Published Dec. 14, 2015

Associated Press

ALTAMONTE SPRINGS — The first home Brunilda Galarza ever owned, she surrendered to the government to be razed and submerged beneath a 10-acre drainage pond.

Like dozens of other residents in the neighborhood just outside Altamonte Springs, she and her husband packed up and cleared out of their community, then watched as cranes moved in behind them to tear down their homes.

The driveway where her son practiced his basketball layups, the patio where they hung streamers for his bug-themed 3rd birthday party — it all disappeared to make way for a retention pond that the Florida Department of Transportation said was needed for a critical highway expansion.

But it has been six years since the Galarzas moved out, and the land is still as dry as they left it.

Project plans changed. The 41-lot neighborhood — which was deemed "necessary for public use" and was purchased, emptied of residents and demolished — will serve no lasting public purpose.

The land, just east of Interstate 4 and south of State Road 436, will probably go up for sale in a few years and end up in the hands of a private developer. The result of all the moving and expense might be to erase one neighborhood and replace it with another.
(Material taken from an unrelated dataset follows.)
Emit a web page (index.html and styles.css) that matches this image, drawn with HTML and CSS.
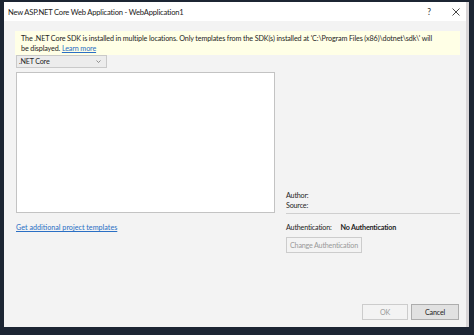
FILE: index.html
```html
<!DOCTYPE html>
<html>
<head>
<meta charset="utf-8">
<link rel="stylesheet" href="styles.css">
</head>
<body>
<div class="dialog">
  <div class="titlebar">
    <span class="title">New ASP.NET Core Web Application - WebApplication1</span>
    <span class="tb-btn help">?</span>
    <span class="tb-btn close">
      <svg width="8" height="8" viewBox="0 0 8 8"><path d="M0.5 0.5L7.5 7.5M7.5 0.5L0.5 7.5" stroke="#333" stroke-width="0.9" fill="none"/></svg>
    </span>
  </div>
  <div class="content">
    <div class="banner">The .NET Core SDK is installed in multiple locations. Only templates from the SDK(s) installed at 'C:\Program Files (x86)\dotnet\sdk\' will<br>be displayed. <a class="link" href="#">Learn more</a></div>
    <div class="select"><span>.NET Core</span><svg width="5" height="3" viewBox="0 0 5 3"><path d="M0.5 0.5L2.5 2.5L4.5 0.5" stroke="#777" stroke-width="0.8" fill="none"/></svg></div>
    <div class="main">
      <div class="left">
        <div class="listbox"></div>
        <a class="link more" href="#">Get additional project templates</a>
      </div>
      <div class="right">
        <div class="meta">
          <div>Author:</div>
          <div>Source:</div>
        </div>
        <div class="auth"><span>Authentication:</span><b>No Authentication</b></div>
        <div class="btn change">Change Authentication</div>
      </div>
    </div>
  </div>
  <div class="footer">
    <div class="btn ok">OK</div>
    <div class="btn cancel">Cancel</div>
  </div>
</div>
</body>
</html>
```
FILE: styles.css
```css
html, body {
  margin: 0;
  padding: 0;
}
body {
  background: #1c2533;
  width: 474px;
  height: 335px;
  overflow: hidden;
  font-family: Lato, "Open Sans", sans-serif;
  font-size: 7.2px;
  letter-spacing: -0.2px;
  color: #1e1e1e;
}
.dialog {
  margin: 2px 0 0 4px;
  width: 462px;
  height: 325px;
  background: #f3f3f3;
  display: flex;
  flex-direction: column;
  box-shadow: 3px 0 0 #d9d6d8;
}
.titlebar {
  height: 19px;
  background: #ffffff;
  display: flex;
  align-items: center;
  padding: 1px 0 0 4px;
  box-sizing: border-box;
  flex-shrink: 0;
}
.title {
  font-size: 7.6px;
  letter-spacing: -0.2px;
  color: #222;
  flex: 1;
  white-space: nowrap;
}
.tb-btn {
  display: flex;
  align-items: center;
  justify-content: center;
  font-size: 8.5px;
  color: #333;
}
.help { width: 10px; margin-right: 17px; }
.close { width: 10px; margin-right: 5px; }
.content {
  padding: 10px 6px 0 11px;
  flex: 1;
  display: flex;
  flex-direction: column;
}
.banner {
  background: #ffffe6;
  padding: 3px 6px 1px 6px;
  line-height: 10px;
  height: 20px;
  white-space: nowrap;
  letter-spacing: -0.13px;
}
.link {
  color: #2a6fc4;
  text-decoration: underline;
}
.select {
  margin-left: 1px;
  height: 11px;
  border: 1px solid #c9c9c9;
  background: #ececec;
  display: flex;
  align-items: center;
  justify-content: space-between;
  padding: 0 5px 0 2px;
  width: 82px;
}
.main {
  display: flex;
  gap: 11px;
  margin-top: 4px;
}
.left {
  display: flex;
  flex-direction: column;
  margin-left: 1px;
}
.listbox {
  width: 257px;
  height: 139px;
  border: 1px solid #c3c3c3;
  background: #ffffff;
}
.more {
  margin-top: 10px;
  line-height: 10px;
  letter-spacing: 0;
  white-space: nowrap;
}
.right {
  flex: 1;
  display: flex;
  flex-direction: column;
  padding-top: 119px;
}
.meta {
  line-height: 10px;
  border-bottom: 1px solid #cfcfcf;
  padding-bottom: 2px;
}
.auth {
  margin-top: 9px;
  line-height: 10px;
  display: flex;
  gap: 9px;
  white-space: nowrap;
}
.auth b { font-weight: 700; }
.btn {
  display: flex;
  align-items: center;
  justify-content: center;
  box-sizing: border-box;
  height: 16px;
  border: 1px solid #cccccc;
  background: #f3f3f3;
  color: #9a9a9a;
  white-space: nowrap;
}
.change {
  margin-top: 4px;
  width: 76px;
}
.footer {
  display: flex;
  justify-content: flex-end;
  gap: 3px;
  padding: 0 7px 7px 0;
}
.ok { width: 46px; }
.cancel {
  width: 48px;
  background: #e1e1e1;
  border-color: #adadad;
  color: #1e1e1e;
}
```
The state agency compensated former residents, paying more than $11.4 million to buy their homes and about $1.1 million to relocate them. Still, moving on hasn't been easy for some people, displaced from homes where they had lived for decades, planted gardens and raised children.
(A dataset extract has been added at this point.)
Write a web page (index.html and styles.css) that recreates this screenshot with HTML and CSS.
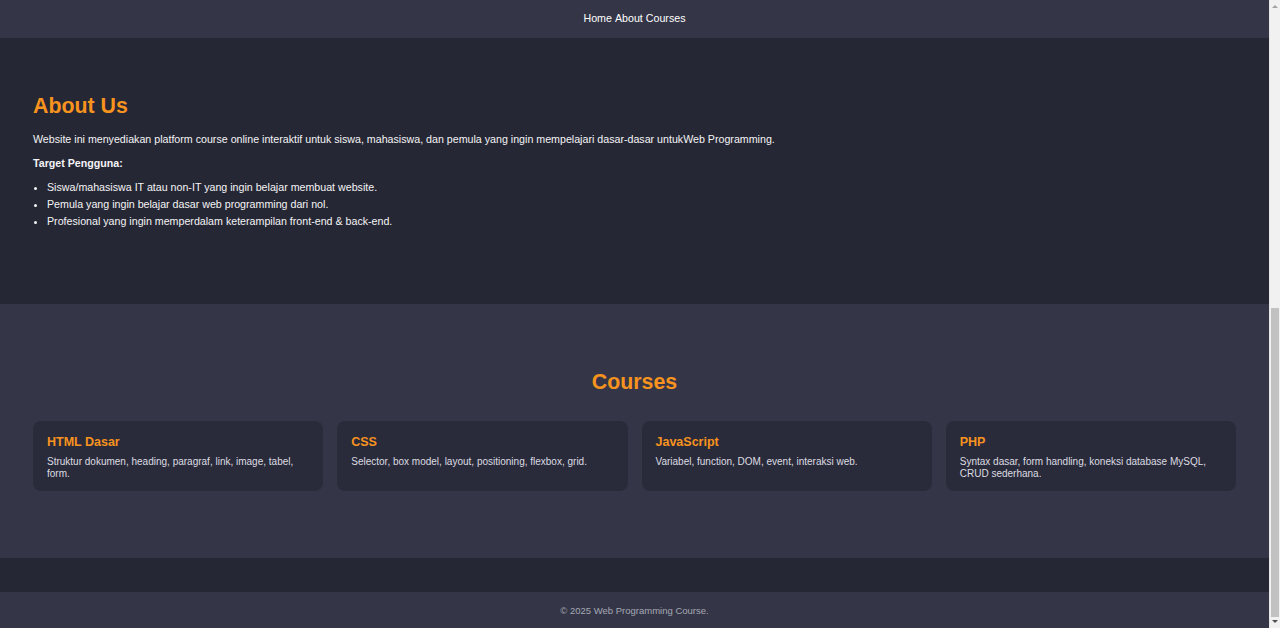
FILE: index.html
```html
<!DOCTYPE html>
<html lang="id">
<head>
<meta charset="utf-8">
<title>Web Programming Course</title>
<link rel="stylesheet" href="styles.css">
</head>
<body>
<div class="page">
  <header class="topbar">
    <nav class="nav">
      <a href="#home">Home</a>
      <a href="#about">About</a>
      <a href="#courses">Courses</a>
    </nav>
  </header>
  <main>
    <section class="about" id="about">
      <h2 class="section-title">About Us</h2>
      <p class="lead">Website ini menyediakan platform course online interaktif untuk siswa, mahasiswa, dan pemula yang ingin mempelajari dasar-dasar untukWeb Programming.</p>
      <p class="target"><strong>Target Pengguna:</strong></p>
      <ul class="target-list">
        <li>Siswa/mahasiswa IT atau non-IT yang ingin belajar membuat website.</li>
        <li>Pemula yang ingin belajar dasar web programming dari nol.</li>
        <li>Profesional yang ingin memperdalam keterampilan front-end &amp; back-end.</li>
      </ul>
    </section>
    <section class="courses" id="courses">
      <h2 class="section-title center">Courses</h2>
      <div class="course-grid">
        <article class="card">
          <h3>HTML Dasar</h3>
          <p>Struktur dokumen, heading, paragraf, link, image, tabel, form.</p>
        </article>
        <article class="card">
          <h3>CSS</h3>
          <p>Selector, box model, layout, positioning, flexbox, grid.</p>
        </article>
        <article class="card">
          <h3>JavaScript</h3>
          <p>Variabel, function, DOM, event, interaksi web.</p>
        </article>
        <article class="card">
          <h3>PHP</h3>
          <p>Syntax dasar, form handling, koneksi database MySQL, CRUD sederhana.</p>
        </article>
      </div>
    </section>
  </main>
  <footer class="footer">
    <p>&copy; 2025 Web Programming Course.</p>
  </footer>
</div>
<div class="scrollbar" aria-hidden="true">
  <span class="arrow up"></span>
  <span class="track-space"></span>
  <span class="thumb"></span>
  <span class="arrow down"></span>
</div>
</body>
</html>
```

FILE: styles.css
```css
* {
  box-sizing: border-box;
}
html, body {
  height: 100%;
  overflow: hidden;
}
body {
  margin: 0;
  display: flex;
  font-family: "Liberation Sans", Arial, sans-serif;
  font-size: 10.67px;
  line-height: 17px;
  color: #f4f4f6;
  background: #262734;
}
.page {
  flex: 1;
  min-width: 0;
  background: #262734;
}
.topbar {
  background: #343647;
  height: 38px;
  display: flex;
  align-items: center;
  justify-content: center;
}
.nav {
  display: flex;
  gap: 3px;
  padding-bottom: 2px;
}
.nav a {
  color: #ffffff;
  text-decoration: none;
  font-size: 10.67px;
}
.about {
  background: #262734;
  padding: 54px 33px 74px;
}
.section-title {
  margin: 0;
  font-size: 21.33px;
  line-height: 28px;
  font-weight: 700;
  color: #f7931e;
}
.section-title.center {
  text-align: center;
}
.lead {
  margin: 11px 0 0;
}
.target {
  margin: 7px 0 0;
}
.target-list {
  margin: 7px 0 0;
  padding-left: 14px;
}
.courses {
  background: #343647;
  padding: 64px 33px 67px;
}
.course-grid {
  margin-top: 25px;
  display: grid;
  grid-template-columns: repeat(4, 1fr);
  gap: 14px;
}
.card {
  background: #2a2b3a;
  border-radius: 8px;
  padding: 14px 14px 12px;
}
.card h3 {
  margin: 0 0 7px;
  font-size: 12.5px;
  line-height: 14.4px;
  color: #f7931e;
}
.card p {
  margin: 0;
  font-size: 10px;
  line-height: 11.5px;
  color: #dcdce2;
}
.footer {
  margin-top: 34px;
  background: #343647;
  height: 36px;
  display: flex;
  align-items: center;
  justify-content: center;
}
.footer p {
  margin: 0;
  font-size: 9.5px;
  color: #a6a8b4;
}
.scrollbar {
  width: 11px;
  flex: none;
  height: 100%;
  background: #f1f1f1;
  border-left: 1px solid #e6e6e6;
  display: flex;
  flex-direction: column;
  align-items: center;
}
.arrow {
  flex: none;
  width: 0;
  height: 0;
  border-left: 3px solid transparent;
  border-right: 3px solid transparent;
}
.arrow.up {
  margin-top: 5px;
  border-bottom: 3px solid #a3a3a3;
}
.arrow.down {
  margin: 3px 0 5px;
  border-top: 3px solid #505050;
}
.track-space {
  flex: 1;
}
.thumb {
  flex: none;
  width: 8px;
  height: 309px;
  background: #c1c1c1;
}
```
"The intention of 40 families being uprooted was because they said there was going to be a retention pond, and this was the best location. And now, six or seven years later, where's the retention pond?" Galarza, 54, asked.
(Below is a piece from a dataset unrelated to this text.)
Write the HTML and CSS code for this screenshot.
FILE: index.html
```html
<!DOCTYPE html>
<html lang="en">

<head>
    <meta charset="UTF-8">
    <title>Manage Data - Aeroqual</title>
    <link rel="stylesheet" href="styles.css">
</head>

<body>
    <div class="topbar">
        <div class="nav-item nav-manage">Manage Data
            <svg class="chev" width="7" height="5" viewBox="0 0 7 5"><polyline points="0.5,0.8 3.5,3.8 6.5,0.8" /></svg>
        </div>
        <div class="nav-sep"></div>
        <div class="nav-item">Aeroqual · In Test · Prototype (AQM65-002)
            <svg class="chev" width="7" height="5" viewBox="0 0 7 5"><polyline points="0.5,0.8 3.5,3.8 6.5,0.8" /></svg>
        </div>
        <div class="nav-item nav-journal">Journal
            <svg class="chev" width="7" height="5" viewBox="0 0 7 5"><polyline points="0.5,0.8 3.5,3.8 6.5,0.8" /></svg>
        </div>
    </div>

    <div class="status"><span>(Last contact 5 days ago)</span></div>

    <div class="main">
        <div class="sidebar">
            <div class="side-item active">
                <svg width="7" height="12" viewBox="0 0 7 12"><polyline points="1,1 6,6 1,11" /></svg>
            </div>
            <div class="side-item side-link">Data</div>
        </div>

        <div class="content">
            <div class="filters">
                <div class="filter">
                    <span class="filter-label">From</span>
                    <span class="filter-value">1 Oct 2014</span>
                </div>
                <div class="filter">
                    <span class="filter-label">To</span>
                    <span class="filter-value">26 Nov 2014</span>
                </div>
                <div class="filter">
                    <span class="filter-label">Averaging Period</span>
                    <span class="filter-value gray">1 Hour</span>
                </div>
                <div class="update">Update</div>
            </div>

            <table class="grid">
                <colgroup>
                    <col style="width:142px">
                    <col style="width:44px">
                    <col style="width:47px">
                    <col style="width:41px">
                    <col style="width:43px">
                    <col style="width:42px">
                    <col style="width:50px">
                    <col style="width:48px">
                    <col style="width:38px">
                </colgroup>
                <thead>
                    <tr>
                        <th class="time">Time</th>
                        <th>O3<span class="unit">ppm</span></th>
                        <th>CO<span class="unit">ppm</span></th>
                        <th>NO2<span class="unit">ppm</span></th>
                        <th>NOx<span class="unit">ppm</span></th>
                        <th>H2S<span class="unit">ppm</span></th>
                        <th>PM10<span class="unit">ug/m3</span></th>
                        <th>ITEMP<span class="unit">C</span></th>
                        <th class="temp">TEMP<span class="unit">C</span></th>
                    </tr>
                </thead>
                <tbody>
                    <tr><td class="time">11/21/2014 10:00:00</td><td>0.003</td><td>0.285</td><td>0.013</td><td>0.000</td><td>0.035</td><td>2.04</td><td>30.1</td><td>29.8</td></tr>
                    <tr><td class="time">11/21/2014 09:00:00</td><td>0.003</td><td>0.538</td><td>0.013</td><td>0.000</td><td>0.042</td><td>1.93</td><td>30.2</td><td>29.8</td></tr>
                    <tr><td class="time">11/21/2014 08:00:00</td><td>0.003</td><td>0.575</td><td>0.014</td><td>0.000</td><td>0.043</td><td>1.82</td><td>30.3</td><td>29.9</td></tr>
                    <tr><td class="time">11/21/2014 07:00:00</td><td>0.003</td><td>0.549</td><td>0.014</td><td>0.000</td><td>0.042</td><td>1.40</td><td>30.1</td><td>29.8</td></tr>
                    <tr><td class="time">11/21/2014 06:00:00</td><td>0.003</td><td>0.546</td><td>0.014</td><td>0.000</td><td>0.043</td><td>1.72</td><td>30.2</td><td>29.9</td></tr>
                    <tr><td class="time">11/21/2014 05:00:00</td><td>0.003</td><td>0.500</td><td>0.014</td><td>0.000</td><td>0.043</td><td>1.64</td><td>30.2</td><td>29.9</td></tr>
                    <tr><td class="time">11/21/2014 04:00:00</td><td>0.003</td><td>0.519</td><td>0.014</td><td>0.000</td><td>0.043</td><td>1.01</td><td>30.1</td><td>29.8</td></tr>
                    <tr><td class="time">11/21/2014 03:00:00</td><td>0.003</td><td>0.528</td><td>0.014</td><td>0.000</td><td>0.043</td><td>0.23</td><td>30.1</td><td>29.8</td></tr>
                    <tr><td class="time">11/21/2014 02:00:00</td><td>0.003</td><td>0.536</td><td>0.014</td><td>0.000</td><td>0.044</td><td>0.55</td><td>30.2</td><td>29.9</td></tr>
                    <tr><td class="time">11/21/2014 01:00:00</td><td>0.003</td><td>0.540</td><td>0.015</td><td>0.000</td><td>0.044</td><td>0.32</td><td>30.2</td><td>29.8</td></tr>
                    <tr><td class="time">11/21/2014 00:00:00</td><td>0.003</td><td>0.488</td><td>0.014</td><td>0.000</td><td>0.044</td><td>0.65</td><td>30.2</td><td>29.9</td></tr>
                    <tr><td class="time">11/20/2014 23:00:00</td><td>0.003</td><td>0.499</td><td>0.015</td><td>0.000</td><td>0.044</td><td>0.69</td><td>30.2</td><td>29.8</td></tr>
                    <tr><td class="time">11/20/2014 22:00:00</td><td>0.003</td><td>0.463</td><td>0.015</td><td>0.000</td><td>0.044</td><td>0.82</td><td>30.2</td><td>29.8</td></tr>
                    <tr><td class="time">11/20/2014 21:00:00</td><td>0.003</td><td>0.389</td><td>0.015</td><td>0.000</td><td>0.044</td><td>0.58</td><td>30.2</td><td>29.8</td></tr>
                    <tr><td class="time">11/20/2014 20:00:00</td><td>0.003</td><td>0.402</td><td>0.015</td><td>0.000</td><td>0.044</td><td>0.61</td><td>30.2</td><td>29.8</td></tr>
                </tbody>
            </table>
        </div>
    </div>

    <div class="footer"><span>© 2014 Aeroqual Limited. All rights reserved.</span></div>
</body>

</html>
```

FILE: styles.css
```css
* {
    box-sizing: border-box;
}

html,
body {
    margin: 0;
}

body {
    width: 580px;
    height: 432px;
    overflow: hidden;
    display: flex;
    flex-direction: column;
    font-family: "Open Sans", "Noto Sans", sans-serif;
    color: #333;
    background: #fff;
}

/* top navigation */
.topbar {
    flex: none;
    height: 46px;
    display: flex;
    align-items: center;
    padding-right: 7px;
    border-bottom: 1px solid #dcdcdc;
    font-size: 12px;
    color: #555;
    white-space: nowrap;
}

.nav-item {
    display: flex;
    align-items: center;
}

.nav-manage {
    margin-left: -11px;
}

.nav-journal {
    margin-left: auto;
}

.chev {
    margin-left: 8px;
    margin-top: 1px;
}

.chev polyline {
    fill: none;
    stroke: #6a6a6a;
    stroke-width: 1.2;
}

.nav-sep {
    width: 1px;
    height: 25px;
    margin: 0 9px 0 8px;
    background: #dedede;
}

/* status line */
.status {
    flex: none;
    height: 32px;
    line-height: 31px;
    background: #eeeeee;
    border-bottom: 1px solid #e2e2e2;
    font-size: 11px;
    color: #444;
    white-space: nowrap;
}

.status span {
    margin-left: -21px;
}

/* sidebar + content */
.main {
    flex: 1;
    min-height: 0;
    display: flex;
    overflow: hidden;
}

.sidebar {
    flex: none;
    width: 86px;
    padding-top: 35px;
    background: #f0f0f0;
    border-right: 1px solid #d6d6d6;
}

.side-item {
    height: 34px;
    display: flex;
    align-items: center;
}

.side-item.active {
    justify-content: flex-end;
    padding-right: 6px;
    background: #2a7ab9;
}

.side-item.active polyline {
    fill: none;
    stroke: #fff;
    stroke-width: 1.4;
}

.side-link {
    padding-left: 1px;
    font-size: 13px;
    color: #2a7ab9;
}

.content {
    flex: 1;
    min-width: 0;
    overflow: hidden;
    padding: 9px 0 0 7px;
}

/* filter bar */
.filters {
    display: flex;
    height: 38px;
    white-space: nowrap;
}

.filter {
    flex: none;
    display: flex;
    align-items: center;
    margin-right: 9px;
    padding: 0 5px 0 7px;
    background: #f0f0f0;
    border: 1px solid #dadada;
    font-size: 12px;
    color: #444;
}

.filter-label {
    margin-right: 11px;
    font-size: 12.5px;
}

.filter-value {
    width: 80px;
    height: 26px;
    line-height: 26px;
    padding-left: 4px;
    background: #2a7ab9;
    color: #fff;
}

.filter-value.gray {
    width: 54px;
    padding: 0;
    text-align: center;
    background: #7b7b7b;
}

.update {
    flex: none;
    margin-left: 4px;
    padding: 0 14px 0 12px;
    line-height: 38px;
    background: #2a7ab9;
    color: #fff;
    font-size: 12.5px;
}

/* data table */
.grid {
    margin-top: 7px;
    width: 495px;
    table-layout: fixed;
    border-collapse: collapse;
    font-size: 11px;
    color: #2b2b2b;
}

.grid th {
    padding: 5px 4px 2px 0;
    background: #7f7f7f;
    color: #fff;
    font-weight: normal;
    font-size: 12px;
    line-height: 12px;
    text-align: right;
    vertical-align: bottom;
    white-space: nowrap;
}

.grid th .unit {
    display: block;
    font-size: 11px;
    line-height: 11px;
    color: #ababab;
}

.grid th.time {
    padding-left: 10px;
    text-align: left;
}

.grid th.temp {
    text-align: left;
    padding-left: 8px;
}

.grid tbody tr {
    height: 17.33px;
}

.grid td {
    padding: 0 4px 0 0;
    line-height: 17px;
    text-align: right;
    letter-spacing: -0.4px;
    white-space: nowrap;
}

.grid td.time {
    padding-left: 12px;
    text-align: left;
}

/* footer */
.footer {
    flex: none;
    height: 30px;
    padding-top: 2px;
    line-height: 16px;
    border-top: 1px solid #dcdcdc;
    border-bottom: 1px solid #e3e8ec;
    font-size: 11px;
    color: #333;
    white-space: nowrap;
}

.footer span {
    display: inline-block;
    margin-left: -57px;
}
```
A DOT spokesman said the agency did need the land based on its initial plan for storing runoff from the I-4 expansion. However, several years later, the agency changed course after deciding there was a better, cheaper solution for dealing with stormwater, spokesman Steve Olson said.

Recent shifts in how road projects are sequenced have escalated the risk that the government will unnecessarily take homes and other private properties, said eminent domain attorney Andrew Brigham. Once rigidly ordered in phases, transportation projects have become more fluid, and designs are often still in flux as construction begins.

As a result, transportation officials are taking land before they know how they'll use it or whether they'll need it at all, Brigham said.

"In some cases, the government is jumping before they really look," he said. "With greater discretion put in the hands of government decisionmakers, you have greater chance of abuse of property rights."